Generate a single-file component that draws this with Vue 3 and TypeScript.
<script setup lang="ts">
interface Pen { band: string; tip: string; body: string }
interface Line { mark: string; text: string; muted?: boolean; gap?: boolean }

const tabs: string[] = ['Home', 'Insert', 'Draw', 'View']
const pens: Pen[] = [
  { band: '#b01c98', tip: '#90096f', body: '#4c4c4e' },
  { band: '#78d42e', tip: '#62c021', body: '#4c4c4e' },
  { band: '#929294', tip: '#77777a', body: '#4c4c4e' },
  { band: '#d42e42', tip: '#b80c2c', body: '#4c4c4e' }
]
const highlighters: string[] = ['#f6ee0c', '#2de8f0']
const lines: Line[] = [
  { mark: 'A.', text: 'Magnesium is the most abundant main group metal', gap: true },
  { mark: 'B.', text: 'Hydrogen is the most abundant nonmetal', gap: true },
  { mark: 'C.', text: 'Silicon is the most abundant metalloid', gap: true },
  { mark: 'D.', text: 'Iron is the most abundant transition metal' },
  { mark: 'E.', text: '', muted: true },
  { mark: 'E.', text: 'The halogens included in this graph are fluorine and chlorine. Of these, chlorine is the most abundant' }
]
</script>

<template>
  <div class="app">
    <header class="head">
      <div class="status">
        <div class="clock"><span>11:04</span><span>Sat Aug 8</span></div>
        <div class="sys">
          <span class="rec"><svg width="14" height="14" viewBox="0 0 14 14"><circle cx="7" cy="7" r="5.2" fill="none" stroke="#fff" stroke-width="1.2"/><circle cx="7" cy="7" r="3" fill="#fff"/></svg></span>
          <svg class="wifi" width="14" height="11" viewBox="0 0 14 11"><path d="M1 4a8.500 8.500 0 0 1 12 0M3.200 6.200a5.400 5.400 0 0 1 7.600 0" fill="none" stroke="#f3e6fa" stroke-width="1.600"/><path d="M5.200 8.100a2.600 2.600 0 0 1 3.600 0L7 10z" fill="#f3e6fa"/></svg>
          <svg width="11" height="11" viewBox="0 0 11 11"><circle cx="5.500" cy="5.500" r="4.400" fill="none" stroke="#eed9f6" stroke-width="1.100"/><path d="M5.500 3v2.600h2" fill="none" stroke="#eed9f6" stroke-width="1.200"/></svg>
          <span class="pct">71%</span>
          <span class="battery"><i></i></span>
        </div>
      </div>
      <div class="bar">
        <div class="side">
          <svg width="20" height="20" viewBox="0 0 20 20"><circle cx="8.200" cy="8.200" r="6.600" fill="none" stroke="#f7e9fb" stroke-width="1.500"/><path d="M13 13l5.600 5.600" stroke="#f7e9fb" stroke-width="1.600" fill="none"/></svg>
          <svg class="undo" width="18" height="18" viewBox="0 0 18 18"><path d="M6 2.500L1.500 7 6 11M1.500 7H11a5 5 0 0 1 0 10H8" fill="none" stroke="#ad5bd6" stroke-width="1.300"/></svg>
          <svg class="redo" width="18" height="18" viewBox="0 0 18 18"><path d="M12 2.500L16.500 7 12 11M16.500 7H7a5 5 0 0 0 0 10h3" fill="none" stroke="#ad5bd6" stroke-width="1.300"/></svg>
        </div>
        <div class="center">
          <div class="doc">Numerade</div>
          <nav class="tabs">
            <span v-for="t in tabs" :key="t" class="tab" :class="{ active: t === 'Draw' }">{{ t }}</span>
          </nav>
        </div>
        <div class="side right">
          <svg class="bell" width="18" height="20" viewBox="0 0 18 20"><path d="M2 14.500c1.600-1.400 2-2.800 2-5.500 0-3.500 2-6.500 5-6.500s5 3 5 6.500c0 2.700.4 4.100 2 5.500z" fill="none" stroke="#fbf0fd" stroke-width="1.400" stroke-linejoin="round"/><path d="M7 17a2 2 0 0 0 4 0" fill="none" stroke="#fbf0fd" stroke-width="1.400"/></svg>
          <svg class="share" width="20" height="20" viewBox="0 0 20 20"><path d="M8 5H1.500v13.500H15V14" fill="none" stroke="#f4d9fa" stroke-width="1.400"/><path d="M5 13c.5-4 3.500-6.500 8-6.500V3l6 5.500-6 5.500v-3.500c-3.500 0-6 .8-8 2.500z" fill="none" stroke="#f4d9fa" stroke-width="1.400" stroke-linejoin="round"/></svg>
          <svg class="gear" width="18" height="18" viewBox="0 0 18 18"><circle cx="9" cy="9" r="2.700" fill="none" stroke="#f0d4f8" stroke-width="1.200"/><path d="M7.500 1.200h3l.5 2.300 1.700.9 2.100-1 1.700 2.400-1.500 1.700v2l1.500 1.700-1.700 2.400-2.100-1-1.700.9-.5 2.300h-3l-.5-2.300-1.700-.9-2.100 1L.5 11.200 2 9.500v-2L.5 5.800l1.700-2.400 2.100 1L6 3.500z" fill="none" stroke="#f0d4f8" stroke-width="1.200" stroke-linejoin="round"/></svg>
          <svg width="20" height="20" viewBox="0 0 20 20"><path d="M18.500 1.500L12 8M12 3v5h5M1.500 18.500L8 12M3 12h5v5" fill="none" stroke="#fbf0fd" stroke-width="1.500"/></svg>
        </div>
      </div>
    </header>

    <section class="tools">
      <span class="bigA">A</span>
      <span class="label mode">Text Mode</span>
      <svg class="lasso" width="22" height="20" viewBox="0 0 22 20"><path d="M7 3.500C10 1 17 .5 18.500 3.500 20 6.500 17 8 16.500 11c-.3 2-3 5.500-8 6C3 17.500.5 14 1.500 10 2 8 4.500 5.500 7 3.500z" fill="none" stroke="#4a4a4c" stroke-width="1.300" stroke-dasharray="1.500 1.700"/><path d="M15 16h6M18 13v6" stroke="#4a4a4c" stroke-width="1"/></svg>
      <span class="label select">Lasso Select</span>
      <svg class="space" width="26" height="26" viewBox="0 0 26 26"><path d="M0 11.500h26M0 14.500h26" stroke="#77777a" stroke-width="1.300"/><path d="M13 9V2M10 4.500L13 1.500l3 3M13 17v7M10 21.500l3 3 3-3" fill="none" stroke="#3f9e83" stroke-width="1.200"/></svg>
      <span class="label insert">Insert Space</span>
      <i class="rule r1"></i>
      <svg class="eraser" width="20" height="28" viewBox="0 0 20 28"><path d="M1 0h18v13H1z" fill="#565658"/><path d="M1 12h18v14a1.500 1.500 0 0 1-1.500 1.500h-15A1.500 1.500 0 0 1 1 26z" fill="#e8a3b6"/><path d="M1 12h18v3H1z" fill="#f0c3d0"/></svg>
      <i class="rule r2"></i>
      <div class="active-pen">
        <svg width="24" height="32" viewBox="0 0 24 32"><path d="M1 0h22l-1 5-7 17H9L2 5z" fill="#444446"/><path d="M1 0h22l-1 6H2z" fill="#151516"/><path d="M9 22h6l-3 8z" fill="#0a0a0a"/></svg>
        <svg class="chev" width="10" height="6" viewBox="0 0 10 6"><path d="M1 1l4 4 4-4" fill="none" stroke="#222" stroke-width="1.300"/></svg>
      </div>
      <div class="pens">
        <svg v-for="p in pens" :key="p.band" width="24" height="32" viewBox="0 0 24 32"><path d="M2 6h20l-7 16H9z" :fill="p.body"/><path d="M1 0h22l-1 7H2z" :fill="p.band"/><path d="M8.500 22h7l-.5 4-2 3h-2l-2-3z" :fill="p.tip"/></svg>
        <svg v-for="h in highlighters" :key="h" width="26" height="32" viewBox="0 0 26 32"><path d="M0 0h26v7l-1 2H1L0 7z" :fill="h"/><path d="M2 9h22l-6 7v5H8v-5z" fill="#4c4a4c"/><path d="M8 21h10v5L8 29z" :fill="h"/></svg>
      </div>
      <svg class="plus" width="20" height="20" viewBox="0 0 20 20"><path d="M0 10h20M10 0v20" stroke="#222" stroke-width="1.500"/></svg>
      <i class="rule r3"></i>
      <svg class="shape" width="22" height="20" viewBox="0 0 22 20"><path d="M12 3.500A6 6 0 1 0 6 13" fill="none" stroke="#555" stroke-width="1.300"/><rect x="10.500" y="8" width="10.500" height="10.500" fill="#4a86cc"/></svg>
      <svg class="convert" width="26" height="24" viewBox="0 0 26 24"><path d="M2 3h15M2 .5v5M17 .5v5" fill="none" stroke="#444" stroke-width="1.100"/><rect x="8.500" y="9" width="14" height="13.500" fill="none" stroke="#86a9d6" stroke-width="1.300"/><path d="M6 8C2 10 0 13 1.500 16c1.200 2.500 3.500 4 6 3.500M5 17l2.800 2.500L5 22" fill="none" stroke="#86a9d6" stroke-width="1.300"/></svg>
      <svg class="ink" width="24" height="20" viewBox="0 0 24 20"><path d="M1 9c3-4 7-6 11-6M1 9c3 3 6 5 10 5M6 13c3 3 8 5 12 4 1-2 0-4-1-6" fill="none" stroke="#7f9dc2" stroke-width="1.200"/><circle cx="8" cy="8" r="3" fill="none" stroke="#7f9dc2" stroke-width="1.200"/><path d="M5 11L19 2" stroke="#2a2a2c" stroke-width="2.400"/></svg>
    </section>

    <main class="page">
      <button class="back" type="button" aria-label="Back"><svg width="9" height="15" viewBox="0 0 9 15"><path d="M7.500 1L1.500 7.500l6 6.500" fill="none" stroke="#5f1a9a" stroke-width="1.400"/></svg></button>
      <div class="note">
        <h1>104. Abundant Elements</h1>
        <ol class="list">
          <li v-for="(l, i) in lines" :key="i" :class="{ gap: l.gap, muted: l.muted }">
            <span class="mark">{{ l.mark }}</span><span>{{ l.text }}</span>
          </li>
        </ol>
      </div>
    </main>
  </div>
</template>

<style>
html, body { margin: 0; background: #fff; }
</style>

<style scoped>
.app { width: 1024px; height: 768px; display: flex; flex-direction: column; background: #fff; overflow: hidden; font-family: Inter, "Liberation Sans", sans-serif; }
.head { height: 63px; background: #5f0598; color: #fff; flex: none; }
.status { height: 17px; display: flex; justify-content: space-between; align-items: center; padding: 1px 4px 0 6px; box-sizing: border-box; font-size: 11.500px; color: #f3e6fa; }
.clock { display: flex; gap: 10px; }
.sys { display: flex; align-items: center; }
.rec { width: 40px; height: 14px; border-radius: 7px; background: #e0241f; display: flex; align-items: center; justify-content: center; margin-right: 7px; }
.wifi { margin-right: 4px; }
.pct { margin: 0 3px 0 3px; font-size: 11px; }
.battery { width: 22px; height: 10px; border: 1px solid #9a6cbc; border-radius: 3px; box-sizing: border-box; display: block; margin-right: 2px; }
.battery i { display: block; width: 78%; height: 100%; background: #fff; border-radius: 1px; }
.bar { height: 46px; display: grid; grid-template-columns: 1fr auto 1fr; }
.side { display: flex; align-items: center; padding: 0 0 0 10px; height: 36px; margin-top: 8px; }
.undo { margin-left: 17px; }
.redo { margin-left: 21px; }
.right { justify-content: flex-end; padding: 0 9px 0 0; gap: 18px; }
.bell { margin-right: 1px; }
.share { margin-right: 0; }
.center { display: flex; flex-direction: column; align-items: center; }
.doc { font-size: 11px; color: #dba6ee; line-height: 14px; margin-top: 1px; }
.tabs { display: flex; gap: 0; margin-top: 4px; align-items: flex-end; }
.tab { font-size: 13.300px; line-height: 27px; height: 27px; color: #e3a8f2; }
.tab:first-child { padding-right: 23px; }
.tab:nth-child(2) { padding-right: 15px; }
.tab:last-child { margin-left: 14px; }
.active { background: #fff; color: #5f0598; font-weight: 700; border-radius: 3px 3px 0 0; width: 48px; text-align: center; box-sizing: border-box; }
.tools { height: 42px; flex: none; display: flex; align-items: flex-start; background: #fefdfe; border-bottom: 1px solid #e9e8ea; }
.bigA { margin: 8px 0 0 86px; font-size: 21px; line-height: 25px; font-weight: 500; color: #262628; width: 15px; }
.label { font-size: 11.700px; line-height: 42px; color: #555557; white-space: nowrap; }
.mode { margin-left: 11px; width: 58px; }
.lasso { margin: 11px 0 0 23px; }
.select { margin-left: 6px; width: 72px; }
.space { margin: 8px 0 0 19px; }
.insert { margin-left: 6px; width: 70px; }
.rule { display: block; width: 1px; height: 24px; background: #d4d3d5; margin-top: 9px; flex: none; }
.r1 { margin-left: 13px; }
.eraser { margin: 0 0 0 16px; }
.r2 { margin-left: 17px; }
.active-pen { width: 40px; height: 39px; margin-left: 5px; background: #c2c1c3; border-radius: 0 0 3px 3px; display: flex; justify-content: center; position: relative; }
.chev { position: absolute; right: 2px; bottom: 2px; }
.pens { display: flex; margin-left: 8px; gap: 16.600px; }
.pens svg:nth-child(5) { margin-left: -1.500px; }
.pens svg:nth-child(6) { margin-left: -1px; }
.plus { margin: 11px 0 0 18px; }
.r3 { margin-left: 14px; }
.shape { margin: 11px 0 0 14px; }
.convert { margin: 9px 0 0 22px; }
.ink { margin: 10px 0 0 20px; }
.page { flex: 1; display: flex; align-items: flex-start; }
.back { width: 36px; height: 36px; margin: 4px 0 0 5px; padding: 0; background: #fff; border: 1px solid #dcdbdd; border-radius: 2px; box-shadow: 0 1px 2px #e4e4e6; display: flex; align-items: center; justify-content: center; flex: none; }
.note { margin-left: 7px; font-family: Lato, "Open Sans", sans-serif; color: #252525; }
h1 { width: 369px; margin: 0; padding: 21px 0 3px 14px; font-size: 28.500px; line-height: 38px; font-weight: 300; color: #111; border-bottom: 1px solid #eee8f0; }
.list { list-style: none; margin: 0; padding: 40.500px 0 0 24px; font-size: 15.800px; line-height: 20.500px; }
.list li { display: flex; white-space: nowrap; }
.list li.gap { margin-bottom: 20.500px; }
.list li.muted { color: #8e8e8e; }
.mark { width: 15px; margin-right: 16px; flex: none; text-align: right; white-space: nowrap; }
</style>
● ● ● ●
▶ WRITTEN EXERCISE:
Exactly as written, please reproduce the lines from the first line of the data to the line containing "string; text: string;", inclusive, and nothing else.

▶ SOLUTION TO THIS TASK:
Generate a single-file component that draws this with Vue 3 and TypeScript.
<script setup lang="ts">
interface Pen { band: string; tip: string; body: string }
interface Line { mark: string; text: string; muted?: boolean; gap?: boolean }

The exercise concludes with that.